Der Tag der schiitischen Identität
Der alte Professor trifft ins Schwarze. Jeder seiner Zuhörer weiß genau, was und wen er meint und welche Geschichte er anspricht. Es war der Abend des 25. Juni 2025, die alljährlich wiederkehrende Nacht der Nächte, die Ashura-Nacht, nach dem islamischen Kalender der 10.Tag des Monats Moharram und der Anfang einer zweimonatigen Trauerzeit. Für die schiitische Geschichtsschreibung ist dies ein wahrer Gottestag, an dem der Prophetenenkel Hossein, der dritte Imam, 680 in der Wüste von Kerbela durch Machtrivalen bestialisch ermordet wurde. Alles Schiitische, die gesamte Machtsymbolik des Klerus, der Märtyrerkult, die großen Straßenprozessionen samt Selbstgeißelung, die demonstrative Todesbereitschaft der Massen, die Kanzelreden der Propagandisten und vieles mehr findet an diesem Tag statt, und dies seit Jahrhunderten. Das ist der Tag der schiitischen Identität: „Alles, was wir haben, verdanken wir Ashura“, sagte Ajatollah Chomeini, der Gründer dieser „Republik“.
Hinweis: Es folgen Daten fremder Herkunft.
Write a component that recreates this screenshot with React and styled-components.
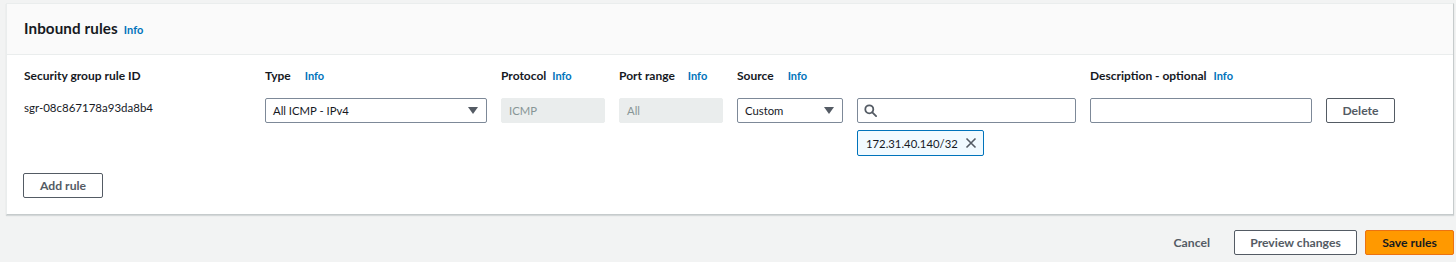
import React from "react";
import styled, { createGlobalStyle } from "styled-components";

const Global = createGlobalStyle`
  html, body { margin: 0; padding: 0; background: #f2f3f3; }
  body { font-family: Lato, "Liberation Sans", Arial, sans-serif; color: #16191f; }
  * { box-sizing: border-box; }
`;

const Page = styled.div`
  width: 1456px;
  height: 262px;
  padding: 3px 2px 0 6px;
  display: flex;
  flex-direction: column;
`;

const Card = styled.section`
  background: #fff;
  border: 1px solid #eaeded;
  border-right-color: #c6cbcc;
  border-bottom-color: #c6cbcc;
  box-shadow: 0 1px 1px rgba(0, 28, 36, 0.12);
  height: 212px;
  display: flex;
  flex-direction: column;
`;

const Header = styled.header`
  height: 51px;
  background: #fafafa;
  border-bottom: 1px solid #eaeded;
  display: flex;
  align-items: center;
  padding: 0 0 2px 17px;
`;

const Title = styled.h2`
  margin: 0;
  font-size: 15.2px;
  font-weight: 700;
  letter-spacing: 0.1px;
`;

const Info = styled.a`
  font-size: 11px;
  font-weight: 700;
  color: #0073bb;
  text-decoration: none;
  margin-left: ${(p) => p.$gap || 6}px;
  padding-top: ${(p) => p.$top || 0}px;
`;

const Body = styled.div`
  padding: 11px 0 0 17px;
  display: flex;
  flex-direction: column;
`;

const RuleGrid = styled.div`
  display: grid;
  grid-template-columns: 227px 222px 104px 104px 106px 219px 222px 69px;
  column-gap: 14px;
  align-items: start;
`;

const Label = styled.div`
  grid-column: span ${(p) => p.$span || 1};
  display: flex;
  align-items: baseline;
  font-size: 12px;
  font-weight: 700;
  height: 20px;
  line-height: 20px;
  margin-bottom: 12px;
  white-space: nowrap;
`;

const IdText = styled.div`
  font-size: 11.5px;
  line-height: 16px;
  padding-top: 2px;
`;

const Field = styled.div`
  height: 25px;
  border: 1px solid ${(p) => (p.$disabled ? "#eaeded" : "#7d8998")};
  background: ${(p) => (p.$disabled ? "#eaeded" : "#fff")};
  color: ${(p) => (p.$disabled ? "#879596" : "#16191f")};
  border-radius: 2px;
  display: flex;
  align-items: center;
  padding: 0 8px 0 ${(p) => (p.$icon ? 6 : 7)}px;
  font-size: 11.3px;
  gap: 6px;
`;

const Grow = styled.span`
  flex: 1;
`;

const Stack = styled.div`
  display: flex;
  flex-direction: column;
  gap: 7px;
  align-items: flex-start;
`;

const Token = styled.div`
  height: 26px;
  width: 127px;
  border: 1px solid #0073bb;
  background: #f1faff;
  border-radius: 2px;
  display: flex;
  align-items: center;
  padding: 0 6px 0 8px;
  font-size: 11.3px;
  justify-content: space-between;
`;

const Button = styled.button`
  height: 25px;
  width: ${(p) => p.$w}px;
  border: 1px solid ${(p) => (p.$primary ? "#ec7211" : "#545b64")};
  background: ${(p) => (p.$primary ? "#ff9900" : "#fff")};
  color: ${(p) => (p.$primary ? "#16191f" : "#545b64")};
  border-radius: 2px;
  font-family: inherit;
  font-size: 12.2px;
  font-weight: 700;
  padding: 0;
  cursor: pointer;
`;

const AddRow = styled.div`
  margin-top: 17px;
  margin-left: -1px;
`;

const Footer = styled.div`
  display: flex;
  justify-content: flex-end;
  align-items: center;
  gap: 8px;
  margin-top: 15px;
`;

const LinkButton = styled.button`
  border: none;
  background: transparent;
  color: #545b64;
  font-family: inherit;
  font-size: 12.2px;
  font-weight: 700;
  padding: 0;
  margin-right: 16px;
  cursor: pointer;
`;

const Caret = () => (
  <svg width="10" height="7" viewBox="0 0 10 7">
    <path d="M0 0h10L5 7z" fill="#545b64" />
  </svg>
);

const Search = () => (
  <svg width="13" height="13" viewBox="0 0 13 13" fill="none" stroke="#545b64" strokeWidth="1.8">
    <circle cx="5.3" cy="5.3" r="4" />
    <path d="M8.3 8.3l3.8 3.8" strokeLinecap="round" />
  </svg>
);

const Close = () => (
  <svg width="12" height="12" viewBox="0 0 12 12" stroke="#545b64" strokeWidth="1.6">
    <path d="M1.5 1.5l9 9M10.5 1.5l-9 9" />
  </svg>
);

export default function App() {
  return (
    <>
      <Global />
      <Page>
        <Card>
          <Header>
            <Title>Inbound rules</Title>
            <Info href="#" $gap={6} $top={2}>Info</Info>
          </Header>
          <Body>
            <RuleGrid>
              <Label>Security group rule ID</Label>
              <Label>Type<Info href="#" $gap={14}>Info</Info></Label>
              <Label>Protocol<Info href="#" $gap={6}>Info</Info></Label>
              <Label>Port range<Info href="#" $gap={13}>Info</Info></Label>
              <Label $span={2}>Source<Info href="#" $gap={14}>Info</Info></Label>
              <Label>Description - optional<Info href="#" $gap={7}>Info</Info></Label>
              <div />

              <IdText>sgr-08c867178a93da8b4</IdText>
              <Field>
                <Grow>All ICMP - IPv4</Grow>
                <Caret />
              </Field>
              <Field $disabled>ICMP</Field>
              <Field $disabled>All</Field>
              <Field>
                <Grow>Custom</Grow>
                <Caret />
              </Field>
              <Stack>
                <Field $icon style={{ width: "100%" }}>
                  <Search />
                </Field>
                <Token>
                  <span>172.31.40.140/32</span>
                  <Close />
                </Token>
              </Stack>
              <Field />
              <Button $w={69}>Delete</Button>
            </RuleGrid>
            <AddRow>
              <Button $w={80}>Add rule</Button>
            </AddRow>
          </Body>
        </Card>
        <Footer>
          <LinkButton>Cancel</LinkButton>
          <Button $w={123}>Preview changes</Button>
          <Button $w={89} $primary>Save rules</Button>
        </Footer>
      </Page>
    </>
  );
}
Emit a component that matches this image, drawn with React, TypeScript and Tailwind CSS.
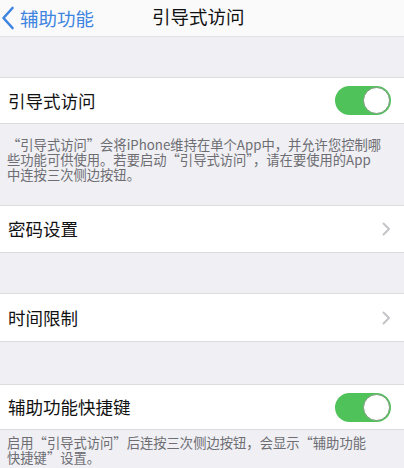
import React from "react";

const font = { fontFamily: '"Noto Sans CJK SC", "Noto Sans", sans-serif' };

function Toggle() {
  return (
    <div className="relative h-[29px] w-[56px] rounded-full bg-[#4fc25a]">
      <div className="absolute right-[1px] top-[1px] h-[27px] w-[27px] rounded-full border border-[#7a9a7a] bg-white" />
    </div>
  );
}

function Chevron() {
  return (
    <svg width="9" height="14" viewBox="0 0 9 14" fill="none">
      <path d="M1.5 1.5 L7 7 L1.5 12.5" stroke="#c4c4c9" strokeWidth="2" strokeLinecap="round" strokeLinejoin="round" />
    </svg>
  );
}

function Row({ label, right, h }: { label: string; right: React.ReactNode; h: string }) {
  return (
    <div className={`flex ${h} items-center justify-between border-y border-[#dcdce0] bg-white pl-[8px] pr-[13px]`}>
      <span className="text-[17.5px] leading-none text-[#111]">{label}</span>
      {right}
    </div>
  );
}

export default function App() {
  return (
    <div className="h-[468px] w-[404px] overflow-hidden bg-[#efeff4]" style={font}>
      <div className="relative flex h-[37px] items-center border-b border-[#e2e2e6] bg-[#fafafa]">
        <div className="flex items-center pl-[1px]">
          <svg width="14" height="24" viewBox="0 0 14 24" fill="none">
            <path d="M11.5 2 L2.5 12 L11.5 22" stroke="#3d84e0" strokeWidth="2.6" strokeLinecap="round" strokeLinejoin="round" />
          </svg>
          <span className="ml-[5px] text-[18.5px] leading-none text-[#3d84e0]">辅助功能</span>
        </div>
        <span className="absolute left-[152px] top-[7px] text-[18.5px] leading-none text-[#111]">引导式访问</span>
      </div>
      <div className="h-[40px]" />
      <div className="flex h-[47px] items-center justify-between border-y border-[#dcdce0] bg-white pl-[8px] pr-[13px]">
        <span className="text-[17.5px] leading-none text-[#111]">引导式访问</span>
        <Toggle />
      </div>
      <div className="h-[81px] whitespace-nowrap pl-[7px] pt-[13px] text-[13.3px] leading-[15px] text-[#6d6d72]">
        “引导式访问”会将iPhone维持在单个App中，并允许您控制哪
        <br />
        些功能可供使用。若要启动“引导式访问”，请在要使用的App
        <br />
        中连按三次侧边按钮。
      </div>
      <Row label="密码设置" right={<Chevron />} h="h-[48px]" />
      <div className="h-[40px]" />
      <Row label="时间限制" right={<Chevron />} h="h-[49px]" />
      <div className="h-[42px]" />
      <div className="flex h-[46px] items-center justify-between border-y border-[#dcdce0] bg-white pl-[8px] pr-[13px]">
        <span className="text-[17.5px] leading-none text-[#111]">辅助功能快捷键</span>
        <Toggle />
      </div>
      <div className="whitespace-nowrap pl-[7px] pt-[5px] text-[13.3px] leading-[15px] text-[#6d6d72]">
        启用“引导式访问”后连按三次侧边按钮，会显示“辅助功能
        <br />
        快捷键”设置。
      </div>
    </div>
  );
}
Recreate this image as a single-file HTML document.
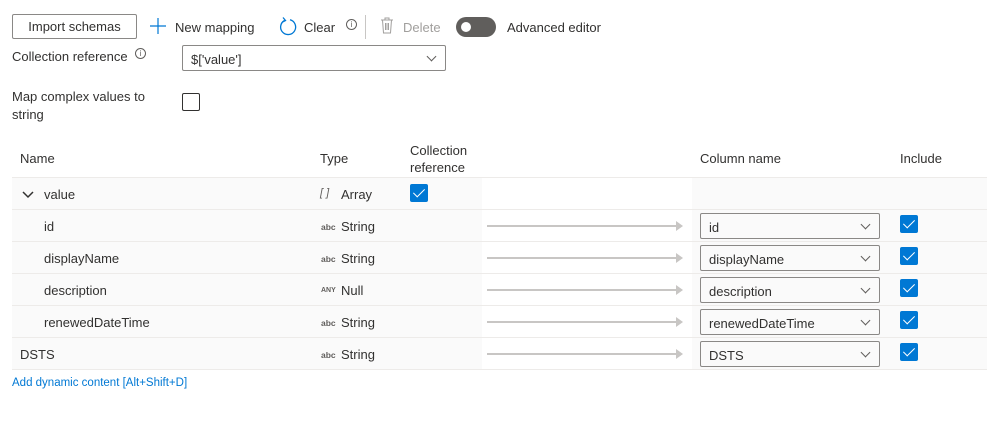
<!DOCTYPE html>
<html><head><style>
*{margin:0;padding:0;box-sizing:border-box}
body{width:987px;height:427px;background:#fff;font-family:"Liberation Sans",sans-serif;font-size:13px;color:#323130;position:relative;overflow:hidden}
.a{position:absolute;white-space:nowrap}
.row{position:absolute;left:12px;width:975px;height:32px;border-bottom:1px solid #edebe9}
.l{position:absolute;left:0;width:470px;height:31px;background:#fafafa}
.r{position:absolute;left:680px;width:295px;height:31px;background:#fafafa}
.t{position:absolute;top:9px}
.ico{position:absolute;left:309px;top:12px;font-size:8.5px;color:#605e5c;font-weight:bold}
.arrow{position:absolute;left:475px;top:15px;width:190px;height:2px;background:#c8c6c4}
.arrow:after{content:"";position:absolute;right:-6px;top:-4px;border-left:7px solid #c8c6c4;border-top:5px solid transparent;border-bottom:5px solid transparent}
.dd{position:absolute;left:688px;top:3px;width:180px;height:26px;border:1px solid #8a8886;border-radius:2px;padding:6px 8px;color:#323130}
.dd:after,.cr:after{content:"";position:absolute;right:10px;top:7px;width:6px;height:6px;border-right:1px solid #605e5c;border-bottom:1px solid #605e5c;transform:rotate(45deg)}
.cb{position:absolute;width:18px;height:18px;background:#0078d4;border-radius:2px}
.cb:after{content:"";position:absolute;left:6px;top:2px;width:5px;height:10px;border-right:1.5px solid #fff;border-bottom:1.5px solid #fff;transform:rotate(45deg)}
.inc{left:888px;top:5px}
</style></head><body>
<div class="a" style="left:12px;top:14px;width:125px;height:25px;border:1px solid #8a8886;border-radius:2px;text-align:center;line-height:23px">Import schemas</div>
<svg class="a" style="left:150px;top:18px" width="16" height="16"><path d="M8 0v16M0 8h16" stroke="#0078d4" stroke-width="1.2"/></svg>
<div class="a" style="left:175px;top:20px">New mapping</div>
<svg class="a" style="left:279px;top:16px" width="18" height="20" viewBox="0 0 18 20"><path d="M5.5 4.5A7.5 7.5 0 1 0 11 3.8" fill="none" stroke="#0078d4" stroke-width="1.3"/><path d="M4 1.5l2.5 3-3 1.5" fill="none" stroke="#0078d4" stroke-width="1.3"/></svg>
<div class="a" style="left:304px;top:20px">Clear</div>
<div class="a" style="left:346px;top:19px;width:11px;height:11px;border:1px solid #605e5c;border-radius:50%;font-size:8px;text-align:center;line-height:9px;color:#605e5c">i</div>
<div class="a" style="left:365px;top:15px;width:1px;height:24px;background:#c8c6c4"></div>
<svg class="a" style="left:380px;top:17px" width="14" height="17" viewBox="0 0 14 17"><path d="M1 3h12M5 3V1h4v2M2.5 3l1 13h7l1-13M5.5 6v7M7 6v7M8.5 6v7" fill="none" stroke="#a19f9d" stroke-width="1"/></svg>
<div class="a" style="left:403px;top:20px;color:#a19f9d">Delete</div>
<div class="a" style="left:456px;top:17px;width:40px;height:20px;border-radius:10px;background:#605e5c"><div style="position:absolute;left:5px;top:5px;width:10px;height:10px;border-radius:50%;background:#fff"></div></div>
<div class="a" style="left:507px;top:20px">Advanced editor</div>
<div class="a" style="left:12px;top:49px">Collection reference</div>
<div class="a" style="left:135px;top:48px;width:11px;height:11px;border:1px solid #605e5c;border-radius:50%;font-size:8px;text-align:center;line-height:9px;color:#605e5c">i</div>
<div class="a cr" style="left:182px;top:45px;width:264px;height:26px;border:1px solid #8a8886;border-radius:2px;padding:6px 8px">$['value']</div>
<div class="a" style="left:12px;top:88px;line-height:18px;white-space:normal;width:150px">Map complex values to string</div>
<div class="a" style="left:182px;top:93px;width:18px;height:18px;border:1px solid #323130;border-radius:2px"></div>
<div class="a" style="left:20px;top:151px">Name</div>
<div class="a" style="left:320px;top:151px">Type</div>
<div class="a" style="left:410px;top:142px;line-height:17px">Collection<br>reference</div>
<div class="a" style="left:700px;top:151px">Column name</div>
<div class="a" style="left:900px;top:151px">Include</div>
<div class="a" style="left:12px;top:177px;width:975px;height:1px;background:#edebe9"></div>

<div class="row" style="top:178px"><div class="l"></div><div class="r"></div>
<svg class="a" style="left:10px;top:13px" width="12" height="8"><path d="M1 1l5 5 5-5" fill="none" stroke="#323130" stroke-width="1.5"/></svg>
<div class="t" style="left:32px">value</div><div class="ico" style="font-style:italic;font-size:11px;top:9px;font-weight:normal;left:308px">[ ]</div><div class="t" style="left:329px">Array</div>
<div class="cb" style="left:398px;top:6px"></div></div>

<div class="row" style="top:210px"><div class="l"></div><div class="r"></div><div class="t" style="left:32px">id</div><div class="ico">abc</div><div class="t" style="left:329px">String</div><div class="arrow"></div><div class="dd">id</div><div class="cb inc"></div></div>
<div class="row" style="top:242px"><div class="l"></div><div class="r"></div><div class="t" style="left:32px">displayName</div><div class="ico">abc</div><div class="t" style="left:329px">String</div><div class="arrow"></div><div class="dd">displayName</div><div class="cb inc"></div></div>
<div class="row" style="top:274px"><div class="l"></div><div class="r"></div><div class="t" style="left:32px">description</div><div class="ico" style="font-size:7px;top:13px">ANY</div><div class="t" style="left:329px">Null</div><div class="arrow"></div><div class="dd">description</div><div class="cb inc"></div></div>
<div class="row" style="top:306px"><div class="l"></div><div class="r"></div><div class="t" style="left:32px">renewedDateTime</div><div class="ico">abc</div><div class="t" style="left:329px">String</div><div class="arrow"></div><div class="dd">renewedDateTime</div><div class="cb inc"></div></div>
<div class="row" style="top:338px"><div class="l"></div><div class="r"></div><div class="t" style="left:8px">DSTS</div><div class="ico">abc</div><div class="t" style="left:329px">String</div><div class="arrow"></div><div class="dd">DSTS</div><div class="cb inc"></div></div>

<div class="a" style="left:12px;top:377px;font-size:11.5px;color:#0078d4">Add dynamic content [Alt+Shift+D]</div>
</body></html>
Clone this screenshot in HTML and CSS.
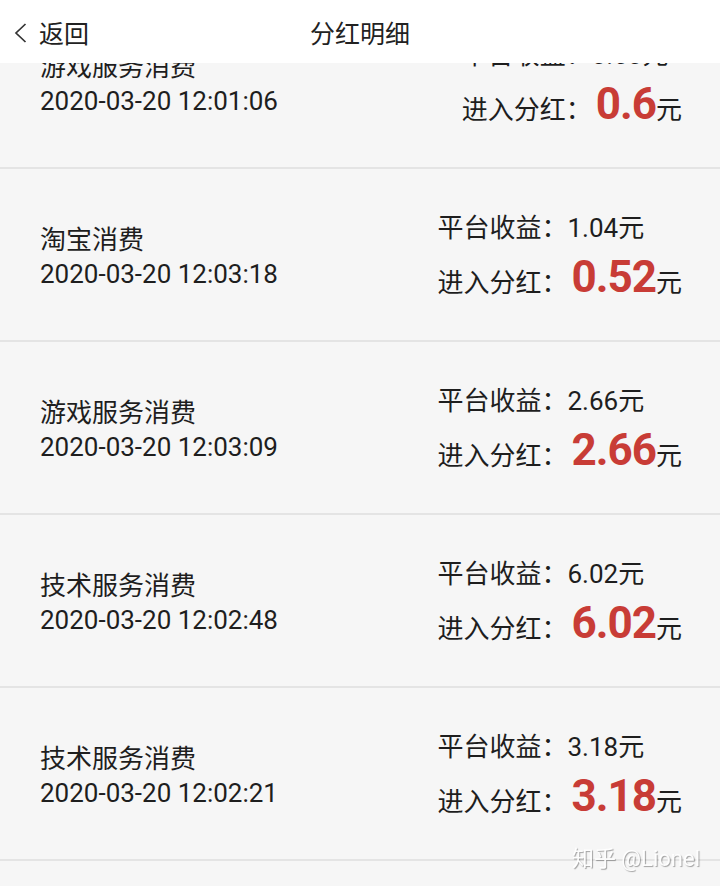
FILE: index.html
```html
<!DOCTYPE html>
<html lang="zh-CN">
<head>
  <meta charset="UTF-8">
  <title>分红明细</title>
  <link rel="stylesheet" href="styles.css">
</head>
<body>
  <header class="topbar">
    <a class="back" href="#">
      <svg class="back-icon" viewBox="0 0 14 22" width="14" height="22">
        <path d="M12.5 2 L3 11 L12.5 20" fill="none" stroke="#333" stroke-width="1.7"/>
      </svg>
      返回
    </a>
    <h1 class="title">分红明细</h1>
    <span></span>
  </header>

  <ul class="list">
    <li class="item">
      <div class="info">
        <p class="name">游戏服务消费</p>
        <p class="time">2020-03-20 12:01:06</p>
      </div>
      <div class="amount">
        <p class="income">平台收益：0.60元</p>
        <p class="share">进入分红：<span class="num">0.6</span>元</p>
      </div>
    </li>
    <li class="item">
      <div class="info">
        <p class="name">淘宝消费</p>
        <p class="time">2020-03-20 12:03:18</p>
      </div>
      <div class="amount">
        <p class="income">平台收益：1.04元</p>
        <p class="share">进入分红：<span class="num">0.52</span>元</p>
      </div>
    </li>
    <li class="item">
      <div class="info">
        <p class="name">游戏服务消费</p>
        <p class="time">2020-03-20 12:03:09</p>
      </div>
      <div class="amount">
        <p class="income">平台收益：2.66元</p>
        <p class="share">进入分红：<span class="num">2.66</span>元</p>
      </div>
    </li>
    <li class="item">
      <div class="info">
        <p class="name">技术服务消费</p>
        <p class="time">2020-03-20 12:02:48</p>
      </div>
      <div class="amount">
        <p class="income">平台收益：6.02元</p>
        <p class="share">进入分红：<span class="num">6.02</span>元</p>
      </div>
    </li>
    <li class="item">
      <div class="info">
        <p class="name">技术服务消费</p>
        <p class="time">2020-03-20 12:02:21</p>
      </div>
      <div class="amount">
        <p class="income">平台收益：3.18元</p>
        <p class="share">进入分红：<span class="num">3.18</span>元</p>
      </div>
    </li>
  </ul>

  <div class="watermark">知乎 @Lionel</div>
</body>
</html>
```

FILE: styles.css
```css
body { margin: 0; background: #f6f6f6; color: #1e1e1e; font-family: Roboto, "Noto Sans CJK SC", sans-serif; overflow: hidden; }
p { margin: 0; }

.topbar { position: fixed; top: 0; left: 0; right: 0; z-index: 2; height: 63px; background: #fff; display: grid; grid-template-columns: 1fr auto 1fr; align-items: center; }
.back { display: flex; align-items: center; gap: 12px; padding-left: 13px; color: #222; text-decoration: none; font-size: 25px; }
.back-icon { display: block; margin-top: 2px; }
.title { margin: 0; font-size: 25px; font-weight: normal; color: #222; }

.list { list-style: none; margin: -4px 0 0; padding: 0; }
.item { height: 167px; display: flex; justify-content: space-between; align-items: center; padding: 4px 38px 0 40px; border-bottom: 2px solid #e4e4e4; }
.name, .time { font-size: 26px; line-height: 34px; }
.income { font-size: 26px; line-height: 46px; }
.share { font-size: 26px; line-height: 52px; }
.num { font-size: 44px; font-weight: bold; color: #c83c36; letter-spacing: -1px; margin-left: 4px; }

.watermark { position: fixed; right: 20px; bottom: 14px; font-size: 22px; color: rgba(255,255,255,0.95); text-shadow: 1px 1px 1px rgba(0,0,0,0.35); }
```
An einem solchen Tage muss der mächtigste Mann sich trauernd zeigen – es gibt kein Entrinnen. Alle Jahre, seitdem er an der Macht ist, erscheint Chamenei gegen 10 Uhr abends an diesem Tag in einem schwarzen Gewand. Schluchzend hört er den klagenden und ebenfalls weinenden Sänger und läutet damit die zweimonatige Trauer im ganzen Land ein. Er sitzt dabei auf einem hohen Podest, die Masse vor ihm im Saal geißelt sich schluchzend.
Doch in diesem Jahr sah die Welt anderes. Israel hatte zwei Wochen zuvor mit einer Serie verheerender Angriffe Irans gesamte Militärspitze, seine Luftabwehr sowie seine wichtigsten Atomanlagen und -wissenschaftler ausgeschaltet. Seit Kriegsbeginn war der oberste Religionsführer Ali Chamenei nicht gesehen worden, er blieb auch an diesem entscheidenden Abend in seinem Versteck. Jeder hätte gewusst, dass er praktisch am Ende sei.
Er erschien nach zwölf Tagen völliger Verborgenheit plötzlich in dem schwarz ausgekleideten Saal, und die bestellte Masse begann zu jubeln und laut zu weinen. Mit einer kurzen Handbewegung brachte Chamenei die Masse zum Schweigen und rief mit dem Zeigefinger den Sänger zu sich. Kurz und laut sagte er ins Mikrofon: „Singe ای ایران – Oh du Iran.“ Dieses Lied ist eine Version der royalen Nationalhymne, die seit der islamischen Revolution verboten war. Die Menge tobte, jubelte und geißelte sich im Rhythmus der königlichen Hymne, die der Sänger weinend vortrug. Dann verschwand Chamenei wieder in seinem Versteck.
Für die Dauer seines kurzen Wiederverschwindens wurde das Internet im gesamten Land ausgeschaltet. Denn Netanjahu hatte andeutet, auch ihn töten zu wollen. Sofort nach diesem Auftritt schaltete der gesamte Propagandaapparat Irans auf Nationalismus um. In den Statuen und auf Plakaten des vor einem persischen König knienden römischen Kaisers, der fast 1.000 Jahre vor Mohammed herrschte, sieht Qaderi den Nihilismus, die Ideen- und Perspektivlosigkeit der Mächtigen dieser „Republik“. Und ja, auch ihr Ende.